401(k) rollovers are also impacted. A client switching jobs would typically transfer their 401(k) assets to an IRA with the help of their advisor. Retirement plan subaccounts are typically low-fee “I” share products. If the advisor moves clients funds into a higher fee share class this will have to be documented and communicated to the client.
MOVING FROM COMMISSIONS TO FEES Although commissions aren’t prohibited by the DOL ruling and might even be advantageous for some products and investors, most of the top wirehouses have migrated to a fee-based model of assets under management (AUM). Fee-based models are thought to produce more reliable revenue streams, instill greater investor confidence, and invite less regulatory scrutiny. Morningstar estimates that fee-based account models can yield revenue as much as 60% higher than commission-based models.
FROM ACTIVE TO PASSIVE The DoL focus on unsuitable investments and excessive costs is accelerating investor’s preference for low-fee passive investment products, as high priced products such as variable annuities and non-traded REITs lose favor. Likewise, model portfolios are seeing increased use at the expense of advisors focused on picking individual stocks.
Charles River: Preparing Wealth Managers for Significant Change
Although the future of the DoL Fiduciary Rule has been called into question under the new U.S. administration, this misses the larger point. The wealth management industry is already undergoing significant change, and the DoL Rule would only accelerate those changes. As an industry leading provider of institutional and wealth management solutions, Charles River enables wealth managers, advisors, and wirehouses to adapt to this rapidly changing landscape and maintain competitive advantage.
FACILITATING THE TRANSITION TO FEE-BASED MODELS Charles River provides wirehouses with a complete platform to roll-out Rep-as-Portfolio Manager programs and the requisite scalability to add large numbers of accounts. The platform streamlines deployment of advisor-driven strategies with centralized portfolio management, central overlay, performance measurement and attribution, and multi-custodial position management and reconciliation. Advisors can efficiently implement high conviction investment themes across their entire book of business and benefit from the same portfolio and order management capabilities available to top-tier wealth management firms. Managers can offer products suitable for each client’s account size, investment objectives and risk tolerance. Charles River’s global multi-asset instrument coverage ensures full support for even the most sophisticated investment products.

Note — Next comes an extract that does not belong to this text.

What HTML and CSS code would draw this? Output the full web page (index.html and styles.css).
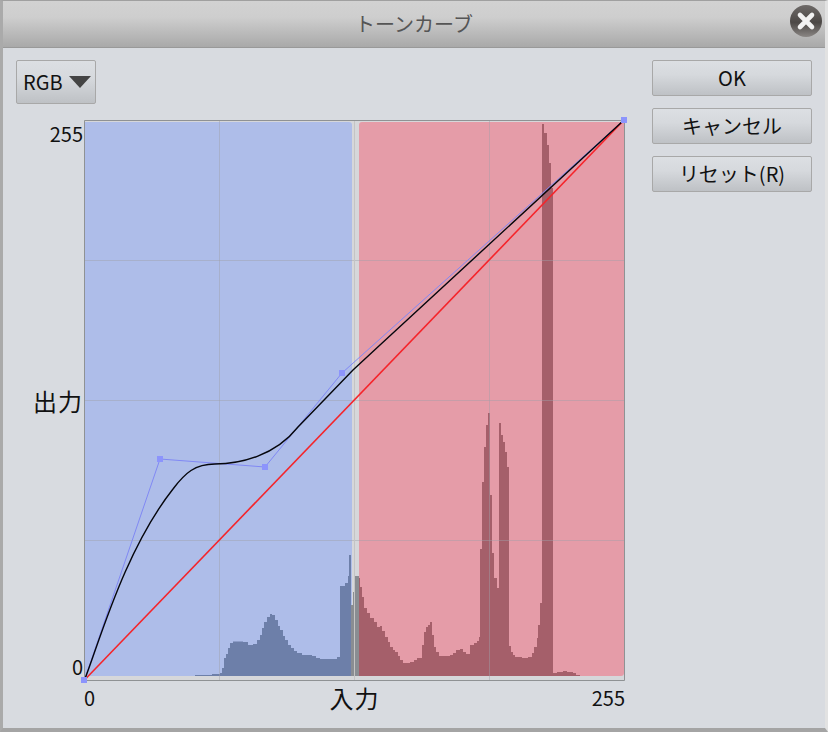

COMPLIANCE AND SURVEILLANCE Charles River helps advisors and wealth managers meet demands for more stringent risk management and surveillance with centralized compliance monitoring and management capabilities. Approved security lists ensure advisors make appropriate product recommendations for both retirement and non-retirement accounts. Integrated surveillance lowers operational risk by supporting implementation and enforcement of client and firm mandates.
Advisory services utilize an extensive library of built-in rules for worldwide regulatory requirements and mandates, including US SEC 1940 Act and Rule 2a-7, UCITS and CESR, Dodd-Frank, KAGB and global shareholder disclosure (GSD) regulations. The Charles River Wealth Management Solution automates the compliance workflow and provides enterprise-level scale and capabilities; including advanced compliance rule building, testing and maintenance, customizable reporting and a complete audit history.
ENABLING PRODUCT INNOVATION The DoL Fiduciary Rule provides agile Wealth Managers with an opportunity to differentiate their firms by offering innovative and compliant retirement investment products. Firms can implement their entire investment process on Charles River for all products and strategies, including multi-asset, total return, smart beta, and risk parity. All business units and product groups use the same portfolio management, trading, risk, and compliance backbone, providing firms with significant operational efficiencies.